Citrix CVE-2026-3055 Confirmed Exploited — CISA KEV Addition Triggers Mandatory Patch Deadline

CISA added CVE-2026-3055 to its Known Exploited Vulnerabilities catalogue on 30 March, confirming active exploitation of the critical Citrix NetScaler memory overread vulnerability disclosed the previous week. NetScaler appliances configured as SAML Identity Providers are leaking session tokens from memory, allowing attackers to impersonate users without credentials. Organisations must patch immediately.

4 min read
#citrix#netscaler#cve-2026-3055#saml#session-token#cisa-kev#exploit#patch

Status: Confirmed Active Exploitation

Citrix disclosed CVE-2026-3055 on 23 March 2026 via Security Bulletin CTX696300. CISA added the vulnerability to its Known Exploited Vulnerabilities catalogue on 30 March — just seven days later — confirming that attackers had moved from reconnaissance to active exploitation in under a week.

CERT-EU, the Canadian Centre for Cyber Security, and multiple national cybersecurity agencies have issued independent advisories in parallel. The vulnerability has been assessed as “poised for mass exploitation” by Rapid7 and Censys based on internet-wide scanning data showing over 1,400 NetScaler appliances with SAML IDP configured that were still unpatched as of late March.

What the Vulnerability Does

CVE-2026-3055 is an out-of-bounds memory read in the NetScaler SAML Identity Provider (IDP) function — present in both NetScaler ADC and NetScaler Gateway appliances configured as SAML IDP.

The attack works by sending a specially crafted HTTP request to the SAML endpoint. The appliance’s memory handling flaw causes it to read and return memory contents it should not — including live session tokens from authenticated user sessions. These tokens are the digital equivalent of a valid, active login. An attacker who captures a session token can use it to authenticate to any application that trusts the NetScaler as its identity provider, without needing the user’s password.

Because NetScaler is frequently deployed as the single sign-on gateway for enterprise applications — connecting to Office 365, internal portals, VDI environments, and business-critical systems — a single stolen session token may provide access to the full breadth of an employee’s connected applications.

SAML IDP Configuration Is the Risk Variable

CVE-2026-3055 only affects appliances where the SAML IDP feature is enabled. Default NetScaler configurations are not vulnerable. However, SAML IDP is a common deployment pattern for enterprises that use NetScaler as their SSO gateway — particularly those federating authentication to cloud services.

Organisations that use NetScaler solely as an ICA proxy, SSL VPN, or load balancer without SAML IDP configured are not directly affected by CVE-2026-3055 (though they may be affected by the companion CVE-2026-4368 race condition, which has a broader configuration scope).

Patch Versions

Citrix has published fixed versions across all supported release lines:

  • NetScaler ADC and Gateway 14.1: fixed in 14.1-66.59
  • NetScaler ADC and Gateway 13.1: fixed in 13.1-62.23

Older end-of-life release lines do not receive fixes.
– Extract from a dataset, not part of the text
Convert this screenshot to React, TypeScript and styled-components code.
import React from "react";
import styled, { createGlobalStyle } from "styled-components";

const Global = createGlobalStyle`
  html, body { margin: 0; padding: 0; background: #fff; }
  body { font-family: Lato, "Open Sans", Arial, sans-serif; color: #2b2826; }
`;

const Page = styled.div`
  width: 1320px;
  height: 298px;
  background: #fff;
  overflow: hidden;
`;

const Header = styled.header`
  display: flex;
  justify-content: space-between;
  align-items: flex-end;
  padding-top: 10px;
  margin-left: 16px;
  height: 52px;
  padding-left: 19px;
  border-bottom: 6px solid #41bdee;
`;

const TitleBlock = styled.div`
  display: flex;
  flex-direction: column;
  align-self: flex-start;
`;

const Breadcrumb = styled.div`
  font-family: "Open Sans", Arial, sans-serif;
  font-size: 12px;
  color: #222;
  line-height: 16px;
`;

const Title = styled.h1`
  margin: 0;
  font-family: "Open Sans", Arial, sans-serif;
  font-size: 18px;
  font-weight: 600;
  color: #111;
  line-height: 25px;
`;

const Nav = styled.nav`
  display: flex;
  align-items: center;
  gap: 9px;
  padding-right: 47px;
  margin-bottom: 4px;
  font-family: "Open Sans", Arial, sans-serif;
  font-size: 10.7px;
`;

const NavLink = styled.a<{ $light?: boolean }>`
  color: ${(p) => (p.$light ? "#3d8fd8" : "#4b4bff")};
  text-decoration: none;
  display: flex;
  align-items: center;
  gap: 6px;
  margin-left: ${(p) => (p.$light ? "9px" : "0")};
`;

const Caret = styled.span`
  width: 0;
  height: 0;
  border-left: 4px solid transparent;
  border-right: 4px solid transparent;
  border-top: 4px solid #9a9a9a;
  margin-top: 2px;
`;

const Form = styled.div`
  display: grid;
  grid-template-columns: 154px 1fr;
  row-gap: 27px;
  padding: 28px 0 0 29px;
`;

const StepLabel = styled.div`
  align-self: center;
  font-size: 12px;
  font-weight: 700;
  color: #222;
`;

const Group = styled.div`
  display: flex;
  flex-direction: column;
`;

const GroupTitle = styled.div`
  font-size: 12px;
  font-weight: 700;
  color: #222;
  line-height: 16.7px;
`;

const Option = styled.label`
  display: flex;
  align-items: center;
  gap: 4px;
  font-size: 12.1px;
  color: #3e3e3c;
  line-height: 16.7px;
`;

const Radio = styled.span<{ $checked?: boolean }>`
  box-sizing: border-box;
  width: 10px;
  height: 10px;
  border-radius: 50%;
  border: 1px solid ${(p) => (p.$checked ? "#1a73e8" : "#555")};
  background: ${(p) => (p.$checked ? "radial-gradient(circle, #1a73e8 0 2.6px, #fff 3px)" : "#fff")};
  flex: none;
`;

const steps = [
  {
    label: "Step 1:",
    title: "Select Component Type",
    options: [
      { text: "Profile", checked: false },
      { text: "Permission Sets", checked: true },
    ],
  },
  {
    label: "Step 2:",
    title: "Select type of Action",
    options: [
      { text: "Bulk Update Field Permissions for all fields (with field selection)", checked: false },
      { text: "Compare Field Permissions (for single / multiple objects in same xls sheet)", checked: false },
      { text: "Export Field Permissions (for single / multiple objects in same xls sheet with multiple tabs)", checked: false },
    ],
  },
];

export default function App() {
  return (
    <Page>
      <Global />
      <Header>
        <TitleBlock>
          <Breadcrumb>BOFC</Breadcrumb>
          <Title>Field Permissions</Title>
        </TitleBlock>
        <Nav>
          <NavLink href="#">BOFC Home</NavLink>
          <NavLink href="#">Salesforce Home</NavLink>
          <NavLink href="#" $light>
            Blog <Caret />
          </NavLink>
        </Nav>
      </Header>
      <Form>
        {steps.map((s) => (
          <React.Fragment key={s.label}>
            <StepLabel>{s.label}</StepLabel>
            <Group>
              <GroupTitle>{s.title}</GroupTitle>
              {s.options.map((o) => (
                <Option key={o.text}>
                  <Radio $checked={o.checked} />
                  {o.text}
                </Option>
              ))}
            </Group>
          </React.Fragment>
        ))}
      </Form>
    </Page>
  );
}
Organisations running EOL NetScaler versions should treat this as a forcing function to upgrade to a supported release.

Compensating Controls If Patching Is Delayed

For organisations that cannot immediately patch:

  • Disable SAML IDP if it is not operationally required. This removes the attack surface entirely.
  • Block external access to the SAML endpoint (/saml/login) at the network perimeter if external SAML federation is not required.
  • Review access logs for anomalous requests to the SAML authentication endpoint from external IPs.
  1. Check NetScaler version against CTX696300 today. If you are running a version older than 14.1-66.59 (for 14.x) or 13.1-62.23 (for 13.x) with SAML IDP configured, treat this as a P1 incident requiring emergency patching.

  2. Apply the patch immediately. Invoke emergency change control if your standard process would introduce a delay. Given CISA KEV status and confirmed exploitation, deferral is not acceptable.

  3. Even after patching, audit recent access. Tokens already stolen before patching remain valid. Review NetScaler access logs for the period since 23 March for suspicious SAML endpoint activity, and consider invalidating all active sessions and requiring users to re-authenticate.

  4. If using EOL NetScaler, plan an urgent upgrade. Running end-of-life NetScaler versions creates a permanent unpatched vulnerability exposure. Engage Citrix or your reseller for an expedited upgrade path.